Wilson has dutifully kept dad’s farewell note sealed, the facts of the “accident” as securely tucked away as the tiny model ships he constructs in glass bottles. It is the act that shapes and defines the rest of his life. By the time Wilson follows his father’s footsteps into Yale and the secret society of Skull and Bones — that über-preppie seedbed of an Illuminati-like power elite — he’s clearly a born spook. It takes little more than a rah-rah speech from an FBI agent (Alec Baldwin, who skulks like a B-movie heavy in a fedora and trenchcoat) to persuade Wilson to expose his poetry professor (the peerless Michael Gambon), an apparent Nazi sympathizer and, perhaps worse for the 1930s, a homosexual. Soon enough, there’s a war on, and Wilson is handpicked for a job in the Office of Strategic Services (by Mr. De Niro himself, in the hammy role of a wry, diabetes-riddled warmaster named “Wild Bill” Sullivan). Thus begins the smothering of dreams and the slow death of a soul.
There’s a fat novel’s worth of exposition yet to come — skipping between continents and generations, Russian double agents, and blind alley assassinations — recounted in a profusion of flashbacks that revolve around a pivotal investigation into the security leak that sank the Bay of Pigs invasion. Wilson, master of disinformation and seamless occlusion, is a chief suspect, who in turn suspects everyone else.”Trust no one”is his motto. Paranoia is his co-pilot. His life, and that of the nascent CIA, gathers in fragments around this moment, as a grainy surveillance film clip is analyzed like a Rorschach blot for clues to the traitor’s identity.
The identity that actually remains a blur throughout “The Good Shepherd” is Wilson’s. Mr. Damon, who has ample experience in such slippery roles as “The Talented Mr. Ripley” and the post-Bondian hero of the “Bourne” thrillers, appears perfectly cast. But his character’s gray flannel heart seems unknowable, as if every human element of emotion and humor has been sucked out through a pinhole. The actor is brilliant at portraying dull, even nil. He makes Wilson’s brief, tragic flourishings to life almost painful to watch.
But the movie does exactly the same thing. Even a Friar’s Roast-worth of colorful supporting players — William Hurt, Timothy Hutton, John Turturro, Joe Pesci, Billy Crudup — fails to rouse the film from a coma-inducing pace.
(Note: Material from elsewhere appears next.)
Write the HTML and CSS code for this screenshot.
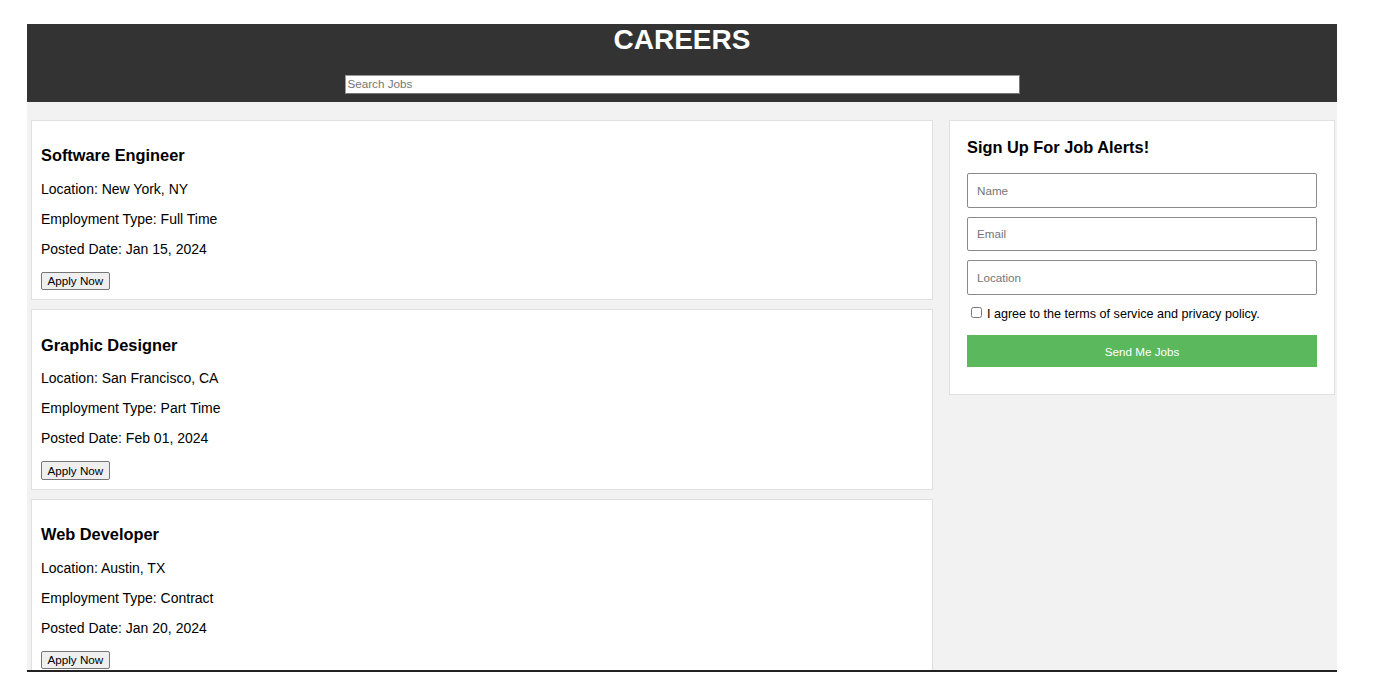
FILE: index.html
```html
<!DOCTYPE html>
<html lang="en">
<head>
    <meta charset="UTF-8">
    <meta name="viewport" content="width=device-width, initial-scale=1.0">
    <title>Careers</title>
    <link rel="stylesheet" href="styles.css">
</head>
<body>

<div class="page">
    <header class="top">
        <h1>CAREERS</h1>
        <input type="text" class="search" placeholder="Search Jobs">
    </header>

    <div class="main">
        <div class="jobs">
            <div class="job">
                <h3>Software Engineer</h3>
                <p>Location: New York, NY</p>
                <p>Employment Type: Full Time</p>
                <p>Posted Date: Jan 15, 2024</p>
                <button class="apply">Apply Now</button>
            </div>
            <div class="job">
                <h3>Graphic Designer</h3>
                <p>Location: San Francisco, CA</p>
                <p>Employment Type: Part Time</p>
                <p>Posted Date: Feb 01, 2024</p>
                <button class="apply">Apply Now</button>
            </div>
            <div class="job">
                <h3>Web Developer</h3>
                <p>Location: Austin, TX</p>
                <p>Employment Type: Contract</p>
                <p>Posted Date: Jan 20, 2024</p>
                <button class="apply">Apply Now</button>
            </div>
        </div>

        <div class="alerts">
            <h3>Sign Up For Job Alerts!</h3>
            <input type="text" class="field" placeholder="Name">
            <input type="email" class="field" placeholder="Email">
            <input type="text" class="field" placeholder="Location">
            <label class="agree"><input type="checkbox">I agree to the terms of service and privacy policy.</label>
            <button class="send">Send Me Jobs</button>
        </div>
    </div>
</div>

</body>
</html>
```

FILE: styles.css
```css
body { margin: 0; background: #fff; font-family: "Liberation Sans", Arial, sans-serif; font-size: 14px; color: #000; }
.page { width: 1310px; margin: 24px 0 0 27px; }

.top { background: #333; color: #fff; text-align: center; padding: 0 0 8px; }
.top h1 { margin: 0 0 18.76px; font-size: 28px; }
.search { display: block; box-sizing: border-box; width: 675px; height: 19px; margin: 0 auto; padding: 0 2px 2px; font-family: inherit; font-size: 11.67px; border: 1px solid #999; border-right-color: #767676; border-bottom-color: #767676; background: #fff; }
.search::placeholder, .field::placeholder { color: #757575; }

.main { display: flex; align-items: flex-start; gap: 16px; box-sizing: border-box; height: 570px; padding: 18px 2px 0 4px; overflow: hidden; background: #f2f2f2; border-bottom: 2px solid #222; }
.jobs { flex: 1; min-width: 0; display: flex; flex-direction: column; gap: 9px; }
.job { flex-shrink: 0; background: #fff; border: 1px solid #e0e0e0; padding: 9px; }
.job h3 { margin: 16.38px 0 15.4px; font-size: 16.38px; }
.job p { margin: 14px 0; }
.job p:last-of-type { margin-bottom: 15px; }
.apply { display: block; padding: 1.7px 5.5px; font-family: inherit; font-size: 11.67px; line-height: 13.4px; color: #000; background: #efefef; border: 1px solid #767676; border-radius: 2px; }

.alerts { flex-shrink: 0; width: 386px; box-sizing: border-box; background: #fff; border: 1px solid #e0e0e0; padding: 17px; }
.alerts h3 { margin: 0 0 16.38px; font-size: 16.38px; }
.field { display: block; box-sizing: border-box; width: 100%; height: 34.4px; margin: 0 0 9.2px; padding: 0 9px; font-family: inherit; font-size: 11.67px; border: 1px solid #8a8a8a; border-radius: 2px; }
.agree { display: flex; align-items: center; height: 15.4px; margin: 11.4px 0 13.8px; font-size: 12.6px; }
.agree input { width: 11.4px; height: 11.4px; margin: 0 5px 2.6px 3.5px; }
.send { display: block; width: 100%; height: 31.7px; margin-bottom: 9.6px; font-family: inherit; font-size: 11.67px; color: #fff; background: #5cb85c; border: none; }
```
The plot sketches out a kind of sins-of-the-father arc across three generations (the son that Wilson neglects in his obsessive service becomes an agent, too, with catastrophic results) that implies certain fateful motivations. Unfortunately, these are never made clear enough to survive the endlessly crisscrossing subplots and switcheroos.
Worse, Mr. De Niro completely wastes Angelina Jolie, which ought to be punishable under the Patriot Act. Her vavoom is deployed early on, then abandoned. As the randy Clover, sister of Yale senior Wilson’s best friend, she seduces the shy, quiet poet into a quickie, an instant pregnancy, and the blue-blood version of a shotgun marriage. Thus must end Wilson’s romance with a spunky deaf classmate, and begin decades of loveless wedlock, which parallels his rise through the spy ranks — mostly spent abroad or at the office.
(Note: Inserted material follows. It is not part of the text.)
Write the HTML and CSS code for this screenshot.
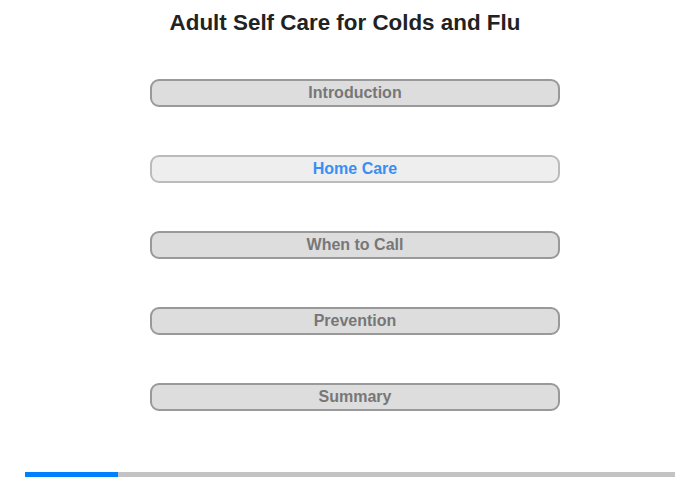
FILE: index.html
```html
<!DOCTYPE html>
<html lang="en">
<head>
  <meta charset="UTF-8" />
  <title>Adult Self Care for Colds and Flu</title>
  <link rel="stylesheet" href="styles.css">
</head>
<body>
  <h1>Adult Self Care for Colds and Flu</h1>

  <div class="menu">
    <button class="item">Introduction</button>
    <button class="item current">Home Care</button>
    <button class="item">When to Call</button>
    <button class="item">Prevention</button>
    <button class="item">Summary</button>
  </div>

  <div class="progress">
    <div class="bar" style="width: 14.3%"></div>
  </div>
</body>
</html>
```

FILE: styles.css
```css
body {
  font-family: "Liberation Sans", Arial, sans-serif;
  margin: 0;
  padding: 0;
  background: white;
  width: 700px;
  height: 480px;
  position: relative;
}
h1 {
  font-size: 22.4px;
  font-weight: bold;
  color: #222;
  text-align: center;
  margin: 0;
  padding-top: 10px;
  padding-right: 10px;
  line-height: 26px;
}
.menu {
  display: flex;
  flex-direction: column;
  align-items: center;
  gap: 48px;
  margin-top: 43px;
  padding-left: 10px;
}
.item {
  width: 410px;
  height: 28px;
  background: #dddddd;
  border: 2px solid #999;
  border-radius: 9px;
  color: #777;
  font-family: "Liberation Sans", Arial, sans-serif;
  font-size: 16px;
  font-weight: bold;
  padding: 0;
}
.item.current {
  background: #eeeeee;
  border-color: #bbb;
  color: #3a8ef2;
}
.progress {
  position: absolute;
  left: 25px;
  top: 472px;
  width: 650px;
  height: 5px;
  background: #c3c3c3;
}
.bar {
  height: 100%;
  background: #0080ff;
}
```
Now, it’s hard to imagine any red-blooded man (or many women, for that matter) who would not consider Ms. Jolie a fantastic consolation prize, even here in the Stepford Wife drag of a 1950s Virginia hausfrau. Yet the movie insists that Mr. Damon become a nearly neutered robot who sleeps in a separate bed! I’m not suggesting that the actress should be consigned purely to sexpot roles, only that she has been miscast in a way that torpedoes the movie’s emotional credibility.
Such choices, however, are consistent with the hermetic nature of “The Good Shepherd.” There’s a message sealed up in there somewhere, about the sons of powerful men and the blood-caked path to destiny. Timely, too, depending on your taste for conspiracy in these shaky years since the attacks of September 11. But for all its actorly gravitas and whiskey-toned cinematography, such truths remain as convoluted as the Enigma Code.